Mi viene in mente la paura dei giorni passati, quando il coronavirus ha provocato la pandemia. La paura, in realtà, era provocata dalla scarsa conoscenza del virus e, se pensiamo che essi hanno avuto un ruolo centrale ancor prima della diversificazione dei batteri e sono una delle più grandi riserve di diversità genetica, utili anche adesso per la cura di alcuni tumori, quella sensazione di paura diventa fisiologica. L’uomo, purtroppo, reo di aver modificato il loro habitat, ne ha perso l’equilibrio e di conseguenza il controllo, fortunatamente transitorio però, pronti a ricomparire. Parimenti, la paura che l’intelligenza artificiale, allo stato, sconosciuta a molti, che non vuol dire fantascienza ma avere a disposizione strumenti capaci di offrire conoscenze e opportunità in tutti i campi possa sfuggire al controllo dell’umanità, sta nascondendo il vero obiettivo che è quello di risolvere i problemi. La principale paura è quella che l’umanità potrà fare a meno del lavoro In genere, e che le le sue applicazioni possono essere pericolose se mal progettate, utilizzate in modo improprio, come l’uso non regolamentato dell’IA che potrebbe portare ad una perdita di controllo su armi distruttive. Al contrario, può portare a sofisticate tecnologie, per esempio, nel campo medico che consentirà di migliorare la qualità della vita e, forse modificarne quell’inesorabile arco biologico fino a renderlo una linea retta (vivere più a lungo e meglio).

CONCLUSIONE
Bisogna essere ottimisti nei confronti dell’umanità.
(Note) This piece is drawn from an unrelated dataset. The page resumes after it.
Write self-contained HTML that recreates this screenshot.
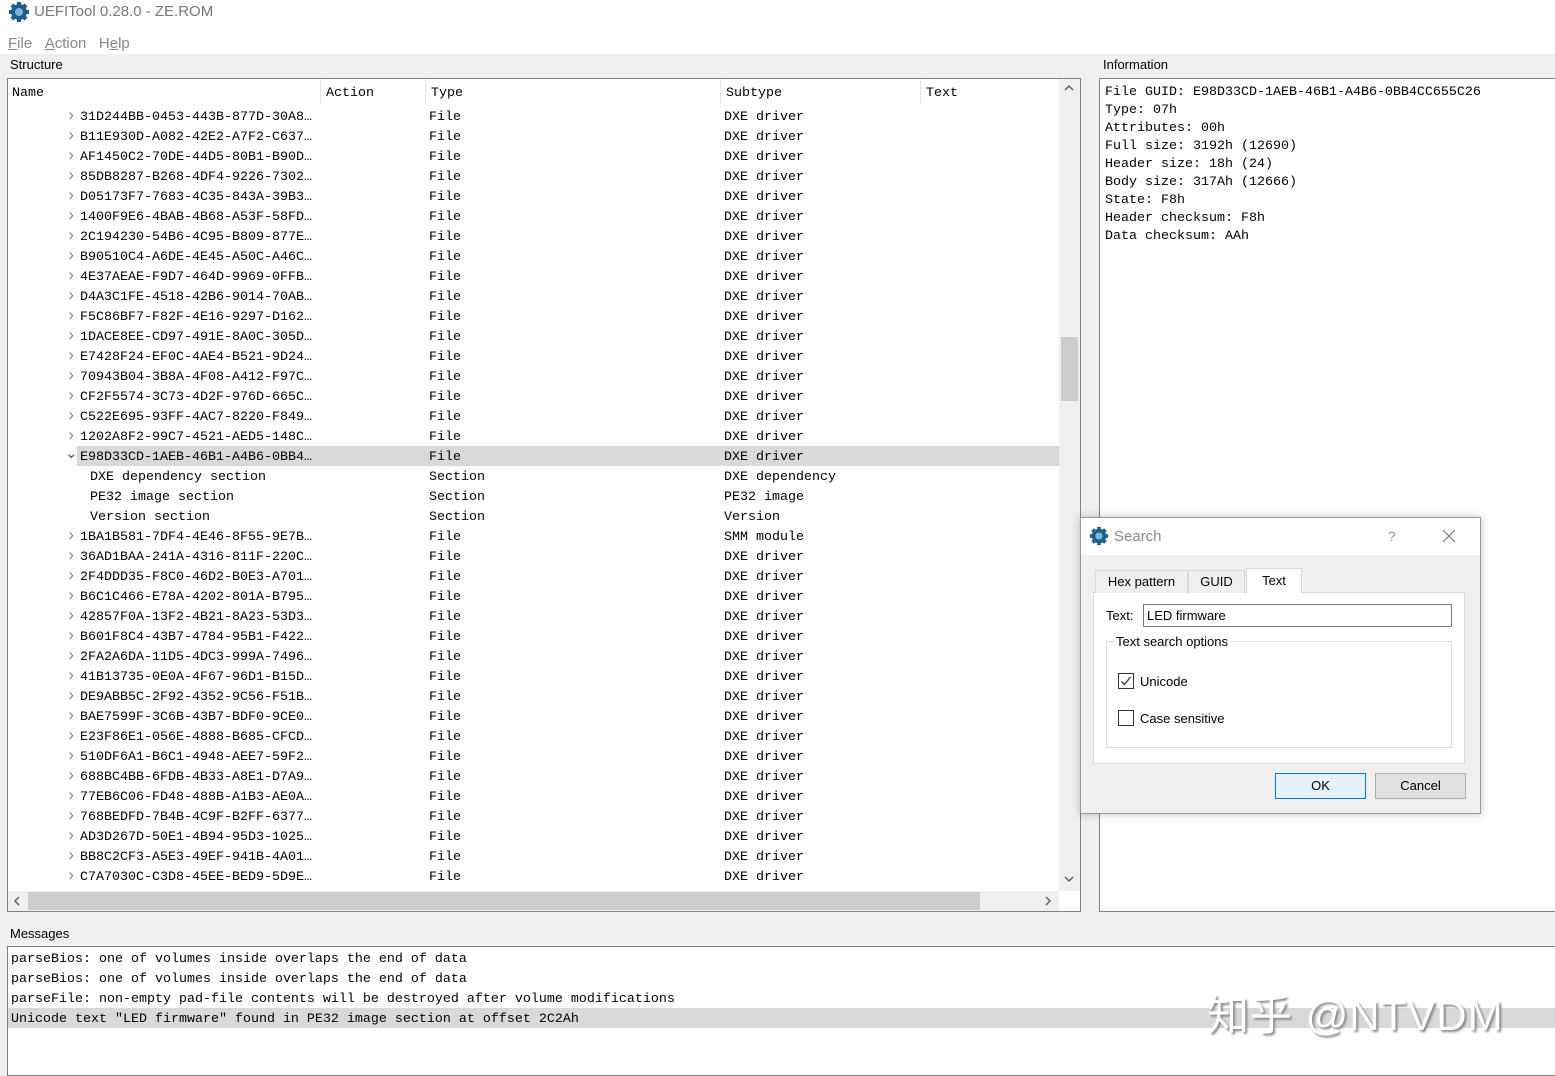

Tra cinquant’anni, quando l’IA sarà capace, probabilmente, di apprendere da sé e deduce come gli esseri umani, diventerà super e, allora, si spera che l’uomo, reo di non avere capito che vive su un granello di polvere sospeso tra i raggi di sole, un piccolissimo palco nel grande buio cosmico, che consente di riempire fosse comuni di cadaveri e permettere di versare sangue innocente e smetterà di giocare nella giungla, la super intelligenza si integrerà perfettamente all’umanità, poiché la scienza e la tecnologia, sostenute da strumenti AI rivoluzionari, stanno aprendo le porte ad un futuro che fino a poco tempo fa era inimmaginabile.
Siamo nel mezzo di una rivoluzione tecnologica globale che porterà allo sviluppo di nuove tecnologie.

SINTESI
Evidente il parallelismo tra il cervello umano e lo sviluppo dell’intelligenza artificiale. I dati che l’intelligenza umana acquisisce in continuazione, li trasferisce alle machine Learning (IA) che, grazie a potenti algoritmi, possono analizzare grandi quantità di dati in pochi secondi fino a lavorare in autonomia.
La rete neurale artificiale è composta da neuroni formali (al centro sono i bottoni) che sono delle unità sinaptiche computazionali fondamentali, interconnessi e che formano un grafo composto almeno da uno strato di ingresso e un altro di uscita così come si comporta il cervello. Infatti, attraverso gli strati di ingresso che sono rappresentati dagli strati della corteccia cerebrale, i segnali vengono trasmessi attraverso la rete neurale agli organi terminali che permettono il movimento, la vista, l’odorato, il tatto. Le due differenze sostanziali tra il cervello artificiale e quello umano, fermo restando che sono entrambi razionali, solo quello umano è emozionale mentre l’artificiale, non emozionale è sempre più rapido nell’analizzare i dati fino a raggiungere la capacità di lavorare in autonomia. Comunque, al momento, ogni tentativo volto a replicare l’attività umana deve fare i conti con il suo cervello.
Per l’intelligenza artificiale umanizzata è necessario che la psiche che rappresenta gli istinti, l’inconscio, diventi rintracciabile a livello neurofisiologico (utopia?).
Attualmente è possibile tradurre in dati biologici e neurofisiologici solo alcuni aspetti della mente come la memoria, il pensiero, la volontà e la ragione, per cui facilmente vengono trasferiti alle macchine dell’IA permettendo sempre più il suo processo evolutivo.
In definitiva, pur essendo più veloce nell’elaborazione dei dati, l’IA non potrà fare a meno dell’intelligenza umana, almeno per i prossimi anni.